An Australian human rights author and poet has accused successive federal governments of “deliberately aiding and abetting” the 1969 annexation of West Papua by Indonesia and enabling the “stifling” of the Melanesian people’s right to self-determination.
In reaffirming his appeal last May for a royal commission into Australia’s policies over West Papua, author and activist Jim Aubrey alleged Canberra had been a party to “criminal actions” over the Papuan right to UN decolonisation.
In a damning letter to Governor-General David Hurley, Aubrey — author-editor of the 1998 book Free East Timor: Australia’s culpability in East Timor’s genocide, also about Indonesian colonialism — has appealed for the establishment of a royal commission to examine the Australian federal government’s “role as a criminal accessory to Indonesia’s illegal annexation of West Papua and as an accomplice” to more than six decades of “crimes against humanity” in the region.
Aubrey’s statement was issued today marking the 25th anniversary of the Biak massacre when at least eight pro-independence protesters were killed and a further 32 bodies were washed up on the shores of Biak island.
The killings were – like many others in West Papua – were carried out with impunity. Papuan human rights groups claim the Biak death toll was actually 150.
In his document, Aubrey has also accused the Australian government of “maliciously destroying” in 2014 prima facie photographic evidence of the 1998 Biak massacre.
“At the request of the Indonesian government in 1969, the Australian government prevented West Papuan political leaders from travelling to the United Nations in New York City to appeal for assistance to the members of the General Assembly,” Aubrey claimed.
“They wanted to tell the honourable members of the UN General Assembly that the Indonesian military occupation force was murdering West Papuan men.
‘Crimes against humanity’
“They wanted to tell the honourable members of the UN General Assembly that the Indonesian military occupation force was raping West Papuan women.
“These crimes against humanity were being committed to stifle West Papua’s cry for
freedom as a universal right of the UN decolonisation process.
“Indonesian thugs and terrorists wanted the Australian government’s
collusion … and the Australian government provided it.”
Aubrey has long been a critic of the Australian government over its handling of the West Papua issue and has spoken out in support of the West Papua Movement – OPM.
In a separate statement today about the Biak massacre, OPM leader Jeffrey Bomanak called on Papua New Guinean Prime Minister James Marape to “remember his Melanesian heritage and his Papuan brothers and sisters’ war of liberation against Indonesia’s illegal invasion and occupation of half of the island of New Guinea”.
Bomanak also appealed to Marape to press for the “safe-keeping and welfare” of New Zealand hostage pilot Philip Mehrtens during his meeting with Indonesian President Joko Widodo today.
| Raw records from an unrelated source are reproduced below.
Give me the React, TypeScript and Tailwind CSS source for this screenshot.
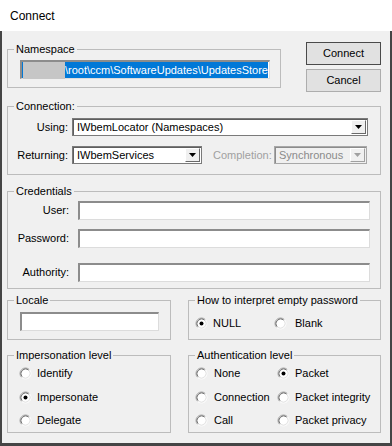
import React from "react";

function Radio({ checked }: { checked?: boolean }) {
  return (
    <svg width="13" height="13" viewBox="0 0 13 13" className="shrink-0">
      <circle cx="6.5" cy="6.5" r="4.5" fill="#ffffff" />
      <path d="M2.61 10.39 A5.5 5.5 0 0 1 10.39 2.61" stroke="#a0a0a0" fill="none" />
      <path d="M10.39 2.61 A5.5 5.5 0 0 1 2.61 10.39" stroke="#ffffff" fill="none" />
      <path d="M3.32 9.68 A4.5 4.5 0 0 1 9.68 3.32" stroke="#696969" fill="none" />
      <path d="M9.68 3.32 A4.5 4.5 0 0 1 3.32 9.68" stroke="#e3e3e3" fill="none" />
      {checked && <circle cx="6.5" cy="6.5" r="2" fill="#000000" />}
    </svg>
  );
}

function Group({
  label,
  className,
  children,
}: {
  label: string;
  className: string;
  children: React.ReactNode;
}) {
  return (
    <fieldset className={"min-w-0 border border-[#bcbcbc] " + className}>
      <legend className="ml-[6px] px-[2px] leading-[13px]">{label}</legend>
      {children}
    </fieldset>
  );
}

function Edit({ className }: { className: string }) {
  return (
    <div
      className={
        "h-[19px] bg-white border-t-2 border-l-2 border-b border-r border-t-[#8c8c8c] border-l-[#8c8c8c] border-b-[#dcdcdc] border-r-[#dcdcdc] " +
        className
      }
    />
  );
}

function Arrow({ color }: { color: string }) {
  return (
    <svg width="7" height="4" viewBox="0 0 7 4">
      <polygon points="0,0 7,0 3.5,4" fill={color} />
    </svg>
  );
}

function Combo({ text, className }: { text: string; className: string }) {
  return (
    <div
      className={
        "h-[18px] flex items-stretch bg-white border border-[#7a7a7a] shadow-[inset_1px_1px_0_#5e5e5e] " +
        className
      }
    >
      <div className="flex-1 flex items-center pl-[4px] whitespace-nowrap overflow-hidden">{text}</div>
      <div className="w-[15px] my-[1px] mr-[1px] flex items-center justify-center bg-[#f0f0f0] border-t border-l border-b border-r border-t-[#ffffff] border-l-[#ffffff] border-b-[#696969] border-r-[#696969]">
        <Arrow color="#000000" />
      </div>
    </div>
  );
}

function DisabledCombo({ text, className }: { text: string; className: string }) {
  return (
    <div
      className={
        "h-[18px] flex items-stretch bg-[#f0f0f0] border border-[#a8a8a8] shadow-[inset_1px_1px_0_#8c8c8c] " +
        className
      }
    >
      <div className="flex-1 flex items-center pl-[4px] whitespace-nowrap overflow-hidden text-[#8a8a8a]">{text}</div>
      <div className="w-[15px] my-[1px] mr-[1px] flex items-center justify-center bg-[#f0f0f0] border-t border-l border-b border-r border-t-[#ffffff] border-l-[#ffffff] border-b-[#a0a0a0] border-r-[#a0a0a0]">
        <Arrow color="#a0a0a0" />
      </div>
    </div>
  );
}

export default function App() {
  return (
    <div className="w-[392px] h-[446px] flex flex-col bg-white text-[11px] text-black font-['Liberation_Sans',Arial,sans-serif]">
      <div className="h-[31px] shrink-0 flex items-center pl-[10px] text-[12px] bg-white">Connect</div>
      <div className="flex-1 flex flex-col bg-[#f0f0f0] border-l-2 border-r-2 border-b-[3px] border-[#454545] pl-[5px] pr-[9px] pt-[11px]">
        {/* Row 1 */}
        <div className="flex items-start">
          <Group label="Namespace" className="mt-[1px] w-[274px] pb-[8px]">
            <div className="ml-[12px] mt-[4px] w-[250px] h-[19px] bg-white border-t-2 border-l-2 border-b border-r border-t-[#8c8c8c] border-l-[#8c8c8c] border-b-[#dcdcdc] border-r-[#dcdcdc] flex items-center">
              <div className="flex items-center h-[16px] bg-[#0078d7] text-white whitespace-nowrap">
                <div className="w-[1px] h-[16px] bg-[#0078d7]" />
                <div className="w-[42px] h-[17px] bg-[#c6c6c6] blur-[0.5px]" />
                <span className="leading-[16px]">\root\ccm\SoftwareUpdates\UpdatesStore</span>
              </div>
            </div>
          </Group>
          <div className="ml-auto w-[75px] flex flex-col gap-[4px]">
            <div className="h-[23px] flex items-center justify-center bg-[#e1e1e1] border border-[#4a4a4a]">Connect</div>
            <div className="h-[23px] flex items-center justify-center bg-[#e1e1e1] border border-[#adadad]">Cancel</div>
          </div>
        </div>

        {/* Connection */}
        <Group label="Connection:" className="mt-[8px] pb-[10px]">
          <div className="mt-[5px] flex items-center">
            <div className="w-[60px] text-right">Using:</div>
            <Combo text="IWbemLocator (Namespaces)" className="ml-[4px] w-[296px]" />
          </div>
          <div className="mt-[10px] flex items-center">
            <div className="w-[60px] text-right">Returning:</div>
            <Combo text="IWbemServices" className="ml-[4px] w-[130px]" />
            <div className="ml-[11px] w-[61px] text-[#a0a0a0]">Completion:</div>
            <DisabledCombo text="Synchronous" className="w-[93px]" />
          </div>
        </Group>

        {/* Credentials */}
        <Group label="Credentials" className="mt-[10px] pb-[6px]">
          <div className="mt-[3px] flex items-center">
            <div className="w-[61px] text-right">User:</div>
            <Edit className="ml-[9px] w-[292px]" />
          </div>
          <div className="mt-[9px] flex items-center">
            <div className="w-[61px] text-right">Password:</div>
            <Edit className="ml-[9px] w-[292px]" />
          </div>
          <div className="mt-[15px] flex items-center">
            <div className="w-[61px] text-right">Authority:</div>
            <Edit className="ml-[9px] w-[292px]" />
          </div>
        </Group>

        {/* Locale / empty password */}
        <div className="mt-[5px] flex gap-[17px]">
          <Group label="Locale" className="w-[164px] pb-[8px]">
            <Edit className="ml-[12px] mt-[5px] w-[139px]" />
          </Group>
          <Group label="How to interpret empty password" className="w-[193px] pb-[8px]">
            <div className="mt-[8px] h-[16px] flex items-center pl-[6px]">
              <div className="w-[79px] flex items-center">
                <Radio checked />
                <span className="ml-[5px]">NULL</span>
              </div>
              <div className="flex items-center">
                <Radio />
                <span className="ml-[8px]">Blank</span>
              </div>
            </div>
          </Group>
        </div>

        {/* Impersonation / Authentication */}
        <div className="mt-[9px] flex gap-[17px]">
          <Group label="Impersonation level" className="w-[164px] pb-[4px]">
            <div className="mt-[3px] h-[16px] flex items-center pl-[11px]">
              <Radio />
              <span className="ml-[5px]">Identify</span>
            </div>
            <div className="mt-[8px] h-[16px] flex items-center pl-[11px]">
              <Radio checked />
              <span className="ml-[5px]">Impersonate</span>
            </div>
            <div className="mt-[7px] h-[16px] flex items-center pl-[11px]">
              <Radio />
              <span className="ml-[5px]">Delegate</span>
            </div>
          </Group>
          <Group label="Authentication level" className="w-[193px] pb-[4px]">
            <div className="mt-[3px] h-[16px] flex items-center pl-[6px]">
              <div className="w-[82px] flex items-center">
                <Radio />
                <span className="ml-[6px]">None</span>
              </div>
              <div className="flex items-center">
                <Radio checked />
                <span className="ml-[5px]">Packet</span>
              </div>
            </div>
            <div className="mt-[8px] h-[16px] flex items-center pl-[6px]">
              <div className="w-[82px] flex items-center">
                <Radio />
                <span className="ml-[6px]">Connection</span>
              </div>
              <div className="flex items-center">
                <Radio />
                <span className="ml-[5px]">Packet integrity</span>
              </div>
            </div>
            <div className="mt-[7px] h-[16px] flex items-center pl-[6px]">
              <div className="w-[82px] flex items-center">
                <Radio />
                <span className="ml-[6px]">Call</span>
              </div>
              <div className="flex items-center">
                <Radio />
                <span className="ml-[5px]">Packet privacy</span>
              </div>
            </div>
          </Group>
        </div>
      </div>
    </div>
  );
}
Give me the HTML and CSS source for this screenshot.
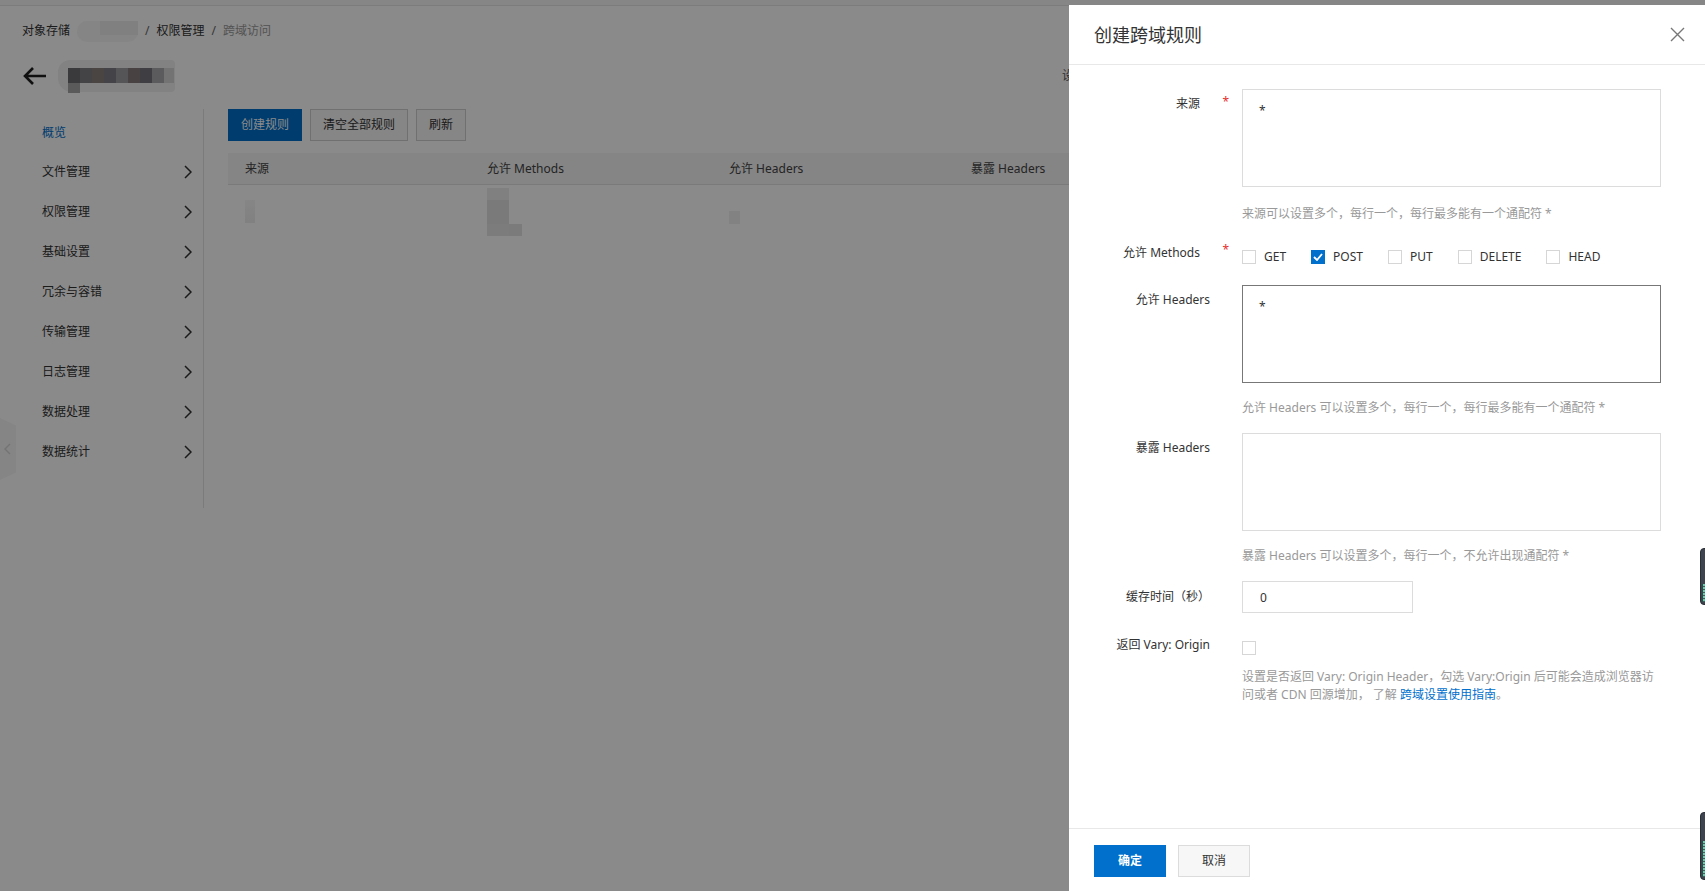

Mehrtens has been held captive by West Papuan pro-independence rebels in the Papuan highlands rainforests since February 7. The rebels demand negotiations on independence .
‘150 massacred’
“On July 6, 1998, over 600 Indonesian defence and security forces tortured, mutilated and massacred 150 West Papuan people for raising the West Papuan flag and peacefully protesting for independence,” said Bomanak in his statement.
“No one has ever been brought to justice for the Biak massacre.”
About the Australian government’s alleged concealment in 1998 — and destruction in 2014 — of a roll of film depicting the victims of the Biak island massacre, Bomanak declared: “We are your closest neighbour, the Papuan race across Melanesia.
“We did not desert you in your war against the Imperial Japanese Empire on our ancestral island, and many of your wounded lived because of our care and dedication.”
In Aubrey’s statement accusing Canberra of “collusion” with Jakarta, he said that at the Indonesian government’s request, the Australian government had prevented West Papuan leaders William Zonggonao and Clemens Runaweri from providing testimony of Indonesian crimes against humanity to the United Nations in 1969.
“If this is not treacherous enough, another Australian government remained silent about the 1998 Biak island massacre even though that federal government was in possession of the roll of film depicting the massacre’s crimes.
“The federal government in office in 2014 is responsible for the destruction of this roll
of film and photographs printed from the film,” claimed Aubrey.
Aubrey’s 68-page open letter to Governor-General Hurley is a damning indictment of Indonesian atrocities during its colonial rule of West Papua.